Is Colorado a 50/50 Custody State?
Discover how Colorado courts approach parenting arrangements. Learn what factors shape the allocation of time and responsibilities between parents.
Discover how Colorado courts approach parenting arrangements. Learn what factors shape the allocation of time and responsibilities between parents.
Parents in a Colorado custody case often wonder if the state defaults to a 50/50 parenting schedule. This is a common misconception, as Colorado law does not presume any specific schedule is appropriate. The legal framework is flexible, requiring a judge to weigh numerous factors to build a parenting plan that fits the unique circumstances of each family.

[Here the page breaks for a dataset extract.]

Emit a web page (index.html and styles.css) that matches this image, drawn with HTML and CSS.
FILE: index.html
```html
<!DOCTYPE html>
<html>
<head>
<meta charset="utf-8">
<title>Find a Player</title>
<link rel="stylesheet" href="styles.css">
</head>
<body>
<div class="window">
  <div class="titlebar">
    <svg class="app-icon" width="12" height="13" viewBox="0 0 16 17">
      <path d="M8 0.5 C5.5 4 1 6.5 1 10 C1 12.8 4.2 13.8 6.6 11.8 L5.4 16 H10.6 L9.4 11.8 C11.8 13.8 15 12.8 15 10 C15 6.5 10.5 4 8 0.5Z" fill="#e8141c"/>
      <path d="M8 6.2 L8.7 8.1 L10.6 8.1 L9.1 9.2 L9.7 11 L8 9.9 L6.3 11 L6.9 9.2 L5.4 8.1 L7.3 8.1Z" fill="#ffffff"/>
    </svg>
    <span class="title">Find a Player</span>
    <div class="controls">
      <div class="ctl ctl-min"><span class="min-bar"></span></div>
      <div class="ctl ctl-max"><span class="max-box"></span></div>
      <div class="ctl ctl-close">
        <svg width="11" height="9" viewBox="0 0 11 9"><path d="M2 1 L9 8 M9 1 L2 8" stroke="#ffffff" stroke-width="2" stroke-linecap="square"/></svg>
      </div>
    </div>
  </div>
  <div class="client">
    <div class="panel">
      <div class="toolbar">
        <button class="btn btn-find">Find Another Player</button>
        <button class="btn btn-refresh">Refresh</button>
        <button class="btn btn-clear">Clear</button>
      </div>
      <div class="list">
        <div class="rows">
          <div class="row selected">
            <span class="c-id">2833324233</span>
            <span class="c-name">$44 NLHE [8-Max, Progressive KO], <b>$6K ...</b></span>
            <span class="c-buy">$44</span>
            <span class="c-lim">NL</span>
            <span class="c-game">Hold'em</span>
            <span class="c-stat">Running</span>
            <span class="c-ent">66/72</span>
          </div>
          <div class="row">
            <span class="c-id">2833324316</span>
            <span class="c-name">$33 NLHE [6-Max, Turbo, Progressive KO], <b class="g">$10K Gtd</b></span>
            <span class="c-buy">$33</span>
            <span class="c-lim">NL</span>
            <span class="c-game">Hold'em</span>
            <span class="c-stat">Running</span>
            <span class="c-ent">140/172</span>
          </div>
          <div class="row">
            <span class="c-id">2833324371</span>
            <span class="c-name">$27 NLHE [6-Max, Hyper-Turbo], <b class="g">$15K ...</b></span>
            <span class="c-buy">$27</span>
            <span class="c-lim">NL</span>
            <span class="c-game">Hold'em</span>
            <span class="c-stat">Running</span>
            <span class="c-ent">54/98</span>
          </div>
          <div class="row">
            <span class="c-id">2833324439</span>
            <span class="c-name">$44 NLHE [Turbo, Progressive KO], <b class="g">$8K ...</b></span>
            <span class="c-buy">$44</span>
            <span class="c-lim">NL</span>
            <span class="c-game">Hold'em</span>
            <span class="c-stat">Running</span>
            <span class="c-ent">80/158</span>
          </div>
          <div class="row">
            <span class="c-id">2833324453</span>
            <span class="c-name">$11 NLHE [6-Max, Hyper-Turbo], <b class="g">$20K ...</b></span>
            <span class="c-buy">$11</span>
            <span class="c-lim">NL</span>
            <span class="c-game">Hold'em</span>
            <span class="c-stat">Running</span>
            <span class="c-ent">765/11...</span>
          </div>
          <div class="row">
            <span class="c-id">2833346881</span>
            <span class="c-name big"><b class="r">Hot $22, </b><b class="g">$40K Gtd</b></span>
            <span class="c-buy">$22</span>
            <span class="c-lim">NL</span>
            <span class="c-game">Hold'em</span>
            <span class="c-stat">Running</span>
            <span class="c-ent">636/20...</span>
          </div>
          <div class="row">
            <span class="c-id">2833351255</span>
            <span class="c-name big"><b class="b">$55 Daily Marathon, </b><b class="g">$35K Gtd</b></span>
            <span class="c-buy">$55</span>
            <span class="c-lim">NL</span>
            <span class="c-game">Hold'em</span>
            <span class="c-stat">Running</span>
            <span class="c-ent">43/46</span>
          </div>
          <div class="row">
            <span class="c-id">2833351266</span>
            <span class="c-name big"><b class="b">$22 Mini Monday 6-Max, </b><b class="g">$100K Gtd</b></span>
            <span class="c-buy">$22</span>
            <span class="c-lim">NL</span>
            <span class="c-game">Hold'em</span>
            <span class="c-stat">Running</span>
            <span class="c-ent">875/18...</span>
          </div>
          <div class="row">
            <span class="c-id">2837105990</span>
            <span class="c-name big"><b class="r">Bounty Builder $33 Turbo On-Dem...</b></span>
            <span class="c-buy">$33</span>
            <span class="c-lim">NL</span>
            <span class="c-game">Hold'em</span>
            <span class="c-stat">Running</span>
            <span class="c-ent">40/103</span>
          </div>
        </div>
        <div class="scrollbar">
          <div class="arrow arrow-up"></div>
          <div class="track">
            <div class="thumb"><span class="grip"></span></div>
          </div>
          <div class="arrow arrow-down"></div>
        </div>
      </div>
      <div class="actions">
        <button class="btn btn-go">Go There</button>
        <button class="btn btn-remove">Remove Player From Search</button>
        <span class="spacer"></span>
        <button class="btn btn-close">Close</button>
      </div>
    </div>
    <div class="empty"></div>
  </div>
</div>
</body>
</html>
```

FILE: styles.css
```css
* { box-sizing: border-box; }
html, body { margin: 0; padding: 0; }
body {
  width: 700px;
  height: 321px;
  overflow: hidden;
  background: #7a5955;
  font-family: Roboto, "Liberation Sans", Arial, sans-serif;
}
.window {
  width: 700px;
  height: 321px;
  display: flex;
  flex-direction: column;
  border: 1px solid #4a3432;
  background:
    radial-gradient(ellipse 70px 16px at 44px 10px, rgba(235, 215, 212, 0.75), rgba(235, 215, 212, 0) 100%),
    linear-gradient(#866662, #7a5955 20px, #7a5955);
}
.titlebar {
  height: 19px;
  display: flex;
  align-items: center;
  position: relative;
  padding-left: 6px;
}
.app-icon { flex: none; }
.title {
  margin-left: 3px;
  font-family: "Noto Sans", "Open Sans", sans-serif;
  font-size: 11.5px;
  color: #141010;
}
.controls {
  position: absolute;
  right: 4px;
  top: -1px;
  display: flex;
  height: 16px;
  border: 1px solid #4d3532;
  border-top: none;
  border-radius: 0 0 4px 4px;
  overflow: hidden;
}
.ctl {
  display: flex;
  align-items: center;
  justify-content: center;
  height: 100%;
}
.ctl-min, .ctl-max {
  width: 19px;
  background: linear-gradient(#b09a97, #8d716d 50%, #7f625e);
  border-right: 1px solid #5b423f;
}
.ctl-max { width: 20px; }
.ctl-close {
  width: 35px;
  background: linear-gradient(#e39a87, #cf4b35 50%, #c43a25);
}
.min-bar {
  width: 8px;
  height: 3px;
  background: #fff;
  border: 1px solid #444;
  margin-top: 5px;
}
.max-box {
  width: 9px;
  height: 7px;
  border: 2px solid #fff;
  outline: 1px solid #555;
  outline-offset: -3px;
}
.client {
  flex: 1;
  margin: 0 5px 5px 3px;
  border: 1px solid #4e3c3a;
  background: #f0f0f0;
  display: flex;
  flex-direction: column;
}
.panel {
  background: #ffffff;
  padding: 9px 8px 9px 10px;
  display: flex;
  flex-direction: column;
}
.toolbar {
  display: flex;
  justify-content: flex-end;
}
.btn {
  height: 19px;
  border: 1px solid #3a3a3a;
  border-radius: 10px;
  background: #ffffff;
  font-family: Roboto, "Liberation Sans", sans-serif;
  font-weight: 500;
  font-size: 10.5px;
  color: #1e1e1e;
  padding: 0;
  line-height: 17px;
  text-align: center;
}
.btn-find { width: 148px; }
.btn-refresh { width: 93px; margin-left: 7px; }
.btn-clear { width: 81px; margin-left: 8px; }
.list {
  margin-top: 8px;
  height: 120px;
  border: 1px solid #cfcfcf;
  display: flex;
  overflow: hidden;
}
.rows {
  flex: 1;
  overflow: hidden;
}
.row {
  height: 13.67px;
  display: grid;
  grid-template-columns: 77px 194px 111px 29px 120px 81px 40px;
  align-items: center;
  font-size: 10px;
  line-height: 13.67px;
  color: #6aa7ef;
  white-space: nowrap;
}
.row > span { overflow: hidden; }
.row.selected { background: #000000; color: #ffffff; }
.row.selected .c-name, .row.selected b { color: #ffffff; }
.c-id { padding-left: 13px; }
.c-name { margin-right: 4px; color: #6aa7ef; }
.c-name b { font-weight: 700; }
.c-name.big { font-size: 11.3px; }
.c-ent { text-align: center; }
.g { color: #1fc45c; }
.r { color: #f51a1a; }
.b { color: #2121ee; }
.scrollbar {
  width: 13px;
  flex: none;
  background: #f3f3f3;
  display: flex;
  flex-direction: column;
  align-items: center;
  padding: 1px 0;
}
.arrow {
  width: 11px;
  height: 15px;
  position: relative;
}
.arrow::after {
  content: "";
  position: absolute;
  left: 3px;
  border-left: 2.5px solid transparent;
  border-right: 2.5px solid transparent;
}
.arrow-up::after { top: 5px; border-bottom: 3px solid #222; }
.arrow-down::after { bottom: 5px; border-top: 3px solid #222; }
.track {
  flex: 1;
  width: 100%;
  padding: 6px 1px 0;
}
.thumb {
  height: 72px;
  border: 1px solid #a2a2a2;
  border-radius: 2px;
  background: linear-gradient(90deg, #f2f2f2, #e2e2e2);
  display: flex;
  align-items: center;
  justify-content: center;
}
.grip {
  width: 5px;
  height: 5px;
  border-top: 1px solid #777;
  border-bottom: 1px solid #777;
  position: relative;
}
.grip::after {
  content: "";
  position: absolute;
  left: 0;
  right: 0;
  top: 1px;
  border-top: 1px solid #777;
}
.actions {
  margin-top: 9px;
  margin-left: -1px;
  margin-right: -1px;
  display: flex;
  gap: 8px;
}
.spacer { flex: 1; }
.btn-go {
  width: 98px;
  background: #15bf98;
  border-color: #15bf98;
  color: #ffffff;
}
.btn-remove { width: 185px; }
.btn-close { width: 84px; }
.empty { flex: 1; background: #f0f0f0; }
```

Colorado law rejects a one-size-fits-all approach to parenting time, with no statute that mandates or prefers a 50/50 division. The controlling principle for a judge is the “best interests of the child” standard. This legal doctrine, outlined in the Colorado Revised Statutes, requires the court to prioritize the child’s safety, well-being, and development over the parents’ desires.
This standard allows a judge to consider the specific circumstances of each family to craft an arrangement that fosters a child’s growth. The law encourages frequent and continuing contact with both parents when appropriate, but this does not translate to an automatic equal split of time.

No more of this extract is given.